**Exercise directions**: Return precisely the span of lines from the top of the material below to the line containing "left-[-31px] top-[378px] w-9", both included. Pictures are excluded.

**Supplied data**:
+++

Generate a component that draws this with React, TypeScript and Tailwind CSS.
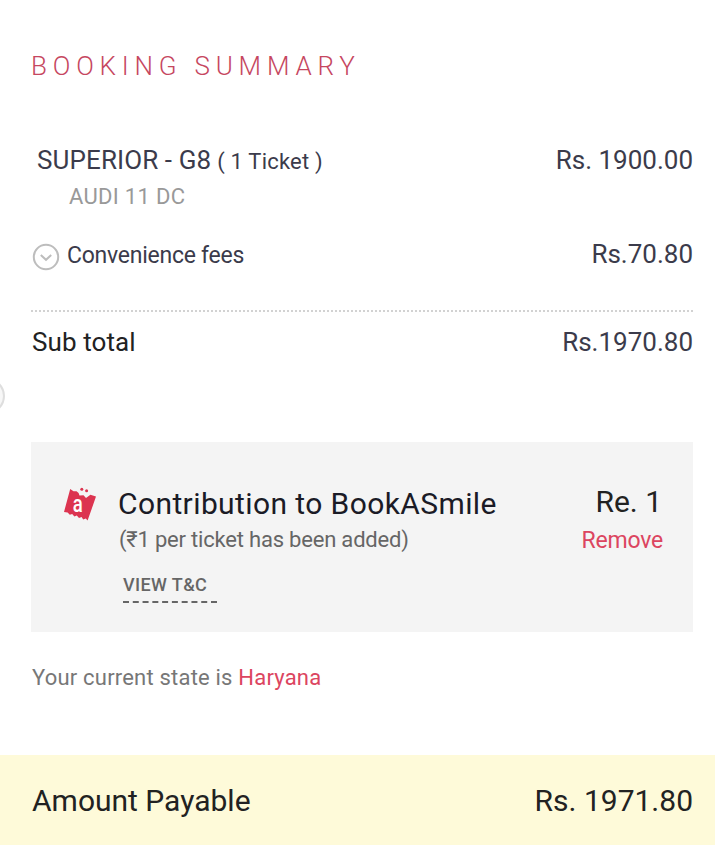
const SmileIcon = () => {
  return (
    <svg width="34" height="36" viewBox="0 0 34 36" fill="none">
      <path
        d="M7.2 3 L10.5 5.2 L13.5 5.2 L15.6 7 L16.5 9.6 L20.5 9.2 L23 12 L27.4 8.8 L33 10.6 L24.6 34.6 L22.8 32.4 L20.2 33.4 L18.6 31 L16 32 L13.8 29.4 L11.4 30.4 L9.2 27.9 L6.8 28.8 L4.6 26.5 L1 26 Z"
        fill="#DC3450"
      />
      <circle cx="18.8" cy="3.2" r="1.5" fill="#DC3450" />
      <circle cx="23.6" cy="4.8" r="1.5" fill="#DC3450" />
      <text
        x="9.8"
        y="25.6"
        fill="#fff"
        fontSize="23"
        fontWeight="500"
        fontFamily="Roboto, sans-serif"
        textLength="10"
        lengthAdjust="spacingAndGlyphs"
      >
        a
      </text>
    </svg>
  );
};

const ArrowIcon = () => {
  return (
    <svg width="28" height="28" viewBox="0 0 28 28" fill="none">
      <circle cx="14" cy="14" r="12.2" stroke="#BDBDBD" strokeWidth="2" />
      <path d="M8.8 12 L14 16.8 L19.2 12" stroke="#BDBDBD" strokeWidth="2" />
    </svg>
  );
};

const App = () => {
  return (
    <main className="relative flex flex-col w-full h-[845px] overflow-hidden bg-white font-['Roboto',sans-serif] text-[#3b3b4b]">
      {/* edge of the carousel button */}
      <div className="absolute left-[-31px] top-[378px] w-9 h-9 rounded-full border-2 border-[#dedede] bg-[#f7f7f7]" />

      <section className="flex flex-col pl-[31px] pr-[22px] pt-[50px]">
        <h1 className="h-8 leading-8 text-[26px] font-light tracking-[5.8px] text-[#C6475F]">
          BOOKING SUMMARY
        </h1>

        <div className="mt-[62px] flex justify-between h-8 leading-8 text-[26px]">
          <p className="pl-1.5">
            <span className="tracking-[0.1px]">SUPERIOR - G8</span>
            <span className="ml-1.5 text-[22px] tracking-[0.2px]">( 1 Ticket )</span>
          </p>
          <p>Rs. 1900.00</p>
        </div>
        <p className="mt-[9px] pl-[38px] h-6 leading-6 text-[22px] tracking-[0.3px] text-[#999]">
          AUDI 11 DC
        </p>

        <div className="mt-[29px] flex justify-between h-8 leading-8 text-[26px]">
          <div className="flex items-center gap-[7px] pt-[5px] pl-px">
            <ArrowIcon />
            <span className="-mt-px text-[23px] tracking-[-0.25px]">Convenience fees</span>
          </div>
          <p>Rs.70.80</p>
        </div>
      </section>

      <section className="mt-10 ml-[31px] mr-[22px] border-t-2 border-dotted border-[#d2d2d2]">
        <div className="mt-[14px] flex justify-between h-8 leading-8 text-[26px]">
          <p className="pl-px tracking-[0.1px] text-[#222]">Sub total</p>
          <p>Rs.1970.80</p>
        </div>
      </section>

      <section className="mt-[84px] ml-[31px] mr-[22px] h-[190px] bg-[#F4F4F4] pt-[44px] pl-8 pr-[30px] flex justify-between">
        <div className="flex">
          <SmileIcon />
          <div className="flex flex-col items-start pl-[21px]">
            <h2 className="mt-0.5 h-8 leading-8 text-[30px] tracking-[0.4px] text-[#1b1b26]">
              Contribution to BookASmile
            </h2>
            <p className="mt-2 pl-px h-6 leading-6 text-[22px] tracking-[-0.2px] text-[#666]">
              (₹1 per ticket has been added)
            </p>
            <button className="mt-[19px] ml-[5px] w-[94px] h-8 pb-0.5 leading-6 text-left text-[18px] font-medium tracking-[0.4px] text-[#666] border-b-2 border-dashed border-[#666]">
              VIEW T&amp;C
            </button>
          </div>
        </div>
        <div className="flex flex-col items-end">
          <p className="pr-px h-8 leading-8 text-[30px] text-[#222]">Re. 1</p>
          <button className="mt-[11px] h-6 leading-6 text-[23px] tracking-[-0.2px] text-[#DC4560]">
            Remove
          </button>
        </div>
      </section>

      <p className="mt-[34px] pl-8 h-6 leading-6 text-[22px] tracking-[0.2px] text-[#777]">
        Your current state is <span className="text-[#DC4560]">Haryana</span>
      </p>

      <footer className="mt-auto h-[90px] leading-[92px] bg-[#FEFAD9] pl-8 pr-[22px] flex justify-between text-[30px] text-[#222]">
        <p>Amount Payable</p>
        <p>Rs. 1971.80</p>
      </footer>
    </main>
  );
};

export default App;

+++

**The response**:
Generate a component that draws this with React, TypeScript and Tailwind CSS.
const SmileIcon = () => {
  return (
    <svg width="34" height="36" viewBox="0 0 34 36" fill="none">
      <path
        d="M7.2 3 L10.5 5.2 L13.5 5.2 L15.6 7 L16.5 9.6 L20.5 9.2 L23 12 L27.4 8.8 L33 10.6 L24.6 34.6 L22.8 32.4 L20.2 33.4 L18.6 31 L16 32 L13.8 29.4 L11.4 30.4 L9.2 27.9 L6.8 28.8 L4.6 26.5 L1 26 Z"
        fill="#DC3450"
      />
      <circle cx="18.8" cy="3.2" r="1.5" fill="#DC3450" />
      <circle cx="23.6" cy="4.8" r="1.5" fill="#DC3450" />
      <text
        x="9.8"
        y="25.6"
        fill="#fff"
        fontSize="23"
        fontWeight="500"
        fontFamily="Roboto, sans-serif"
        textLength="10"
        lengthAdjust="spacingAndGlyphs"
      >
        a
      </text>
    </svg>
  );
};

const ArrowIcon = () => {
  return (
    <svg width="28" height="28" viewBox="0 0 28 28" fill="none">
      <circle cx="14" cy="14" r="12.2" stroke="#BDBDBD" strokeWidth="2" />
      <path d="M8.8 12 L14 16.8 L19.2 12" stroke="#BDBDBD" strokeWidth="2" />
    </svg>
  );
};

const App = () => {
  return (
    <main className="relative flex flex-col w-full h-[845px] overflow-hidden bg-white font-['Roboto',sans-serif] text-[#3b3b4b]">
      {/* edge of the carousel button */}
      <div className="absolute left-[-31px] top-[378px] w-9 h-9 rounded-full border-2 border-[#dedede] bg-[#f7f7f7]" />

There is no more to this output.